_YOUR OBJECTIVE:_
Word for word, set down the records and skip each picture.

_Code that builds pages:_
= = =

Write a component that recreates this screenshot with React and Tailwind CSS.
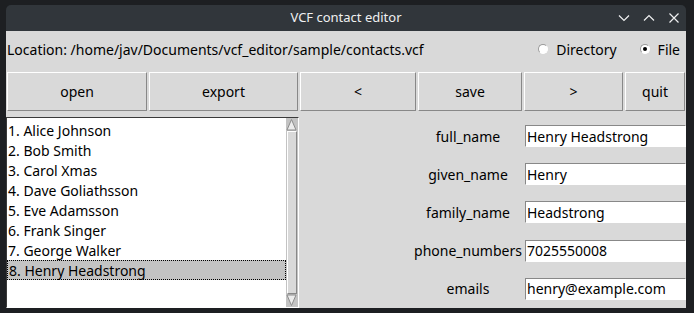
import React from 'react';

const contacts = [
  'Alice Johnson',
  'Bob Smith',
  'Carol Xmas',
  'Dave Goliathsson',
  'Eve Adamsson',
  'Frank Singer',
  'George Walker',
  'Henry Headstrong',
];

const fields = [
  ['full_name', 'Henry Headstrong'],
  ['given_name', 'Henry'],
  ['family_name', 'Headstrong'],
  ['phone_numbers', '7025550008'],
  ['emails', 'henry@example.com'],
];

const buttons = [
  ['open', 'w-[140px]'],
  ['export', 'w-[149px]'],
  ['<', 'w-[116px]'],
  ['save', 'w-[104px]'],
  ['>', 'w-[99px]'],
  ['quit', 'w-[60px]'],
];

function Radio({ label, checked }) {
  return (
    <label className="flex items-center gap-[8px]">
      <span className="flex h-[10px] w-[10px] items-center justify-center rounded-full border border-t-[#9a9a9a] border-l-[#9a9a9a] border-b-white border-r-white bg-white">
        {checked && <span className="h-[4px] w-[4px] rounded-full bg-black" />}
      </span>
      <span>{label}</span>
    </label>
  );
}

function Arrow({ up }) {
  return (
    <svg width="11" height="13" viewBox="0 0 11 13" className="block">
      <polygon
        points={up ? '5.5,1.5 10,12 1,12' : '1,1 10,1 5.5,11.5'}
        fill="#ececec"
        stroke="#8c8c8c"
        strokeWidth="1"
      />
    </svg>
  );
}

export default function App() {
  return (
    <div
      className="h-[313px] w-[694px] overflow-hidden bg-[#1d1f22] pl-[6px] pr-[8px] pt-[5px] text-[14px] text-black"
      style={{ fontFamily: '"Noto Sans", sans-serif' }}
    >
      <div className="flex h-[303px] flex-col overflow-hidden rounded-t-[5px]">
        {/* title bar */}
        <div className="relative flex h-[26px] shrink-0 items-center justify-center bg-[#31363b] text-[13px] text-[#eff0f1]">
          VCF contact editor
          <div className="absolute right-[6px] top-[7px] flex gap-[13px]">
            <svg width="12" height="12" viewBox="0 0 12 12">
              <path d="M1 3.5 L6 8.5 L11 3.5" fill="none" stroke="#eff0f1" strokeWidth="1.2" />
            </svg>
            <svg width="12" height="12" viewBox="0 0 12 12">
              <path d="M1 8.5 L6 3.5 L11 8.5" fill="none" stroke="#eff0f1" strokeWidth="1.2" />
            </svg>
            <svg width="12" height="12" viewBox="0 0 12 12">
              <path d="M1.5 1.5 L10.5 10.5 M10.5 1.5 L1.5 10.5" fill="none" stroke="#eff0f1" strokeWidth="1.2" />
            </svg>
          </div>
        </div>

        <div className="flex flex-1 flex-col bg-[#d9d9d9]">
          {/* location row */}
          <div className="flex h-[36px] items-center pl-[1px] pr-[6px]">
            <span className="flex-1">Location: /home/jav/Documents/vcf_editor/sample/contacts.vcf</span>
            <div className="flex gap-[23px]">
              <Radio label="Directory" />
              <Radio label="File" checked />
            </div>
          </div>

          {/* button row */}
          <div className="mt-[5px] flex h-[39px] gap-[2px] pl-[1px]">
            {buttons.map(([label, w]) => (
              <button
                key={label}
                className={`${w} flex items-center justify-center border border-t-white border-l-white border-b-[#888888] border-r-[#888888] bg-[#d9d9d9]`}
              >
                {label}
              </button>
            ))}
          </div>

          {/* main area */}
          <div className="mt-[6px] flex flex-1">
            <div className="flex w-[293px] border border-t-[#3a3a3a] border-l-[#3a3a3a] border-b-white border-r-white">
              <ul className="flex-1 bg-white pt-[2px]">
                {contacts.map((name, i) => (
                  <li
                    key={name}
                    className={`flex h-[20px] items-center pl-[1px] ${
                      i === 7 ? 'border border-dotted border-black bg-[#c3c3c3]' : ''
                    }`}
                  >
                    {i + 1}. {name}
                  </li>
                ))}
              </ul>
              <div className="flex w-[12px] flex-col bg-[#c3c3c3]">
                <Arrow up />
                <div className="mx-[1px] flex-1 border border-t-white border-l-white border-b-[#888888] border-r-[#888888] bg-[#d9d9d9]" />
                <Arrow />
              </div>
            </div>

            <div className="grid flex-1 grid-rows-5 pl-[2px]">
              {fields.map(([label, value]) => (
                <div key={label} className="flex items-center">
                  <span className="mr-[2px] w-[222px] whitespace-nowrap pl-[112px] text-center">{label}</span>
                  <div className="flex h-[22px] flex-1 items-center border border-t-[#888888] border-l-[#888888] border-b-white border-r-white bg-white pl-[1px]">
                    {value}
                  </div>
                </div>
              ))}
            </div>
          </div>
        </div>
      </div>
    </div>
  );
}
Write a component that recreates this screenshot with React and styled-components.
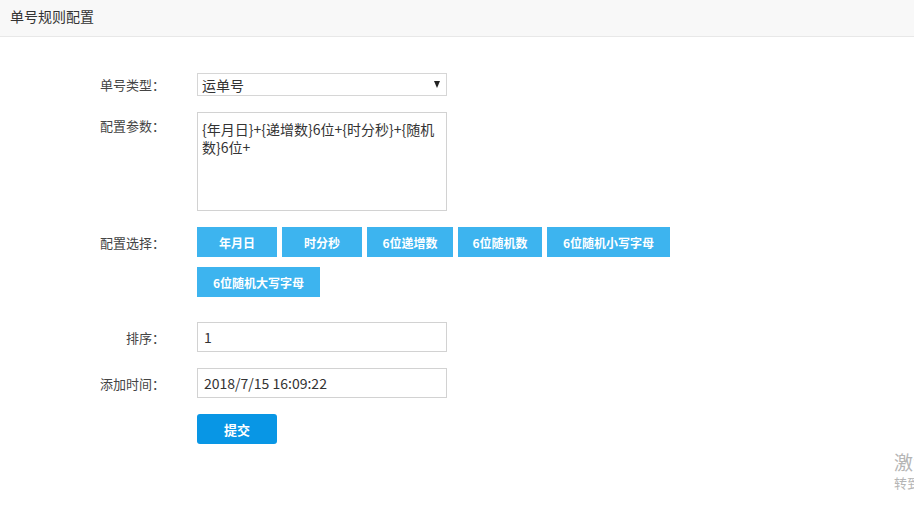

= = =

_TASK RESPONSE:_
Write a component that recreates this screenshot with React and Tailwind CSS.
import React from 'react';

const contacts = [
  'Alice Johnson',
  'Bob Smith',
  'Carol Xmas',
  'Dave Goliathsson',
  'Eve Adamsson',
  'Frank Singer',
  'George Walker',
  'Henry Headstrong',
];

const fields = [
  ['full_name', 'Henry Headstrong'],
  ['given_name', 'Henry'],
  ['family_name', 'Headstrong'],
  ['phone_numbers', '7025550008'],
  ['emails', 'henry@example.com'],
];

const buttons = [
  ['open', 'w-[140px]'],
  ['export', 'w-[149px]'],
  ['<', 'w-[116px]'],
  ['save', 'w-[104px]'],
  ['>', 'w-[99px]'],
  ['quit', 'w-[60px]'],
];

function Radio({ label, checked }) {
  return (
    <label className="flex items-center gap-[8px]">
      <span className="flex h-[10px] w-[10px] items-center justify-center rounded-full border border-t-[#9a9a9a] border-l-[#9a9a9a] border-b-white border-r-white bg-white">
        {checked && <span className="h-[4px] w-[4px] rounded-full bg-black" />}
      </span>
      <span>{label}</span>
    </label>
  );
}

function Arrow({ up }) {
  return (
    <svg width="11" height="13" viewBox="0 0 11 13" className="block">
      <polygon
        points={up ? '5.5,1.5 10,12 1,12' : '1,1 10,1 5.5,11.5'}
        fill="#ececec"
        stroke="#8c8c8c"
        strokeWidth="1"
      />
    </svg>
  );
}

export default function App() {
  return (
    <div
      className="h-[313px] w-[694px] overflow-hidden bg-[#1d1f22] pl-[6px] pr-[8px] pt-[5px] text-[14px] text-black"
      style={{ fontFamily: '"Noto Sans", sans-serif' }}
    >
      <div className="flex h-[303px] flex-col overflow-hidden rounded-t-[5px]">
        {/* title bar */}
        <div className="relative flex h-[26px] shrink-0 items-center justify-center bg-[#31363b] text-[13px] text-[#eff0f1]">
          VCF contact editor
          <div className="absolute right-[6px] top-[7px] flex gap-[13px]">
            <svg width="12" height="12" viewBox="0 0 12 12">
              <path d="M1 3.5 L6 8.5 L11 3.5" fill="none" stroke="#eff0f1" strokeWidth="1.2" />
            </svg>
            <svg width="12" height="12" viewBox="0 0 12 12">
              <path d="M1 8.5 L6 3.5 L11 8.5" fill="none" stroke="#eff0f1" strokeWidth="1.2" />
            </svg>
            <svg width="12" height="12" viewBox="0 0 12 12">
              <path d="M1.5 1.5 L10.5 10.5 M10.5 1.5 L1.5 10.5" fill="none" stroke="#eff0f1" strokeWidth="1.2" />
            </svg>
          </div>
        </div>

        <div className="flex flex-1 flex-col bg-[#d9d9d9]">
          {/* location row */}
          <div className="flex h-[36px] items-center pl-[1px] pr-[6px]">
            <span className="flex-1">Location: /home/jav/Documents/vcf_editor/sample/contacts.vcf</span>
            <div className="flex gap-[23px]">
              <Radio label="Directory" />
              <Radio label="File" checked />
            </div>
          </div>

          {/* button row */}
          <div className="mt-[5px] flex h-[39px] gap-[2px] pl-[1px]">
            {buttons.map(([label, w]) => (
              <button
                key={label}
                className={`${w} flex items-center justify-center border border-t-white border-l-white border-b-[#888888] border-r-[#888888] bg-[#d9d9d9]`}
              >
                {label}
              </button>
            ))}
          </div>

          {/* main area */}
          <div className="mt-[6px] flex flex-1">
            <div className="flex w-[293px] border border-t-[#3a3a3a] border-l-[#3a3a3a] border-b-white border-r-white">
              <ul className="flex-1 bg-white pt-[2px]">
                {contacts.map((name, i) => (
                  <li
                    key={name}
                    className={`flex h-[20px] items-center pl-[1px] ${
                      i === 7 ? 'border border-dotted border-black bg-[#c3c3c3]' : ''
                    }`}
                  >
                    {i + 1}. {name}
                  </li>
                ))}
              </ul>
              <div className="flex w-[12px] flex-col bg-[#c3c3c3]">
                <Arrow up />
                <div className="mx-[1px] flex-1 border border-t-white border-l-white border-b-[#888888] border-r-[#888888] bg-[#d9d9d9]" />
                <Arrow />
              </div>
            </div>

            <div className="grid flex-1 grid-rows-5 pl-[2px]">
              {fields.map(([label, value]) => (
                <div key={label} className="flex items-center">
                  <span className="mr-[2px] w-[222px] whitespace-nowrap pl-[112px] text-center">{label}</span>
                  <div className="flex h-[22px] flex-1 items-center border border-t-[#888888] border-l-[#888888] border-b-white border-r-white bg-white pl-[1px]">
                    {value}
                  </div>
                </div>
              ))}
            </div>
          </div>
        </div>
      </div>
    </div>
  );
}
Write a component that recreates this screenshot with React and styled-components.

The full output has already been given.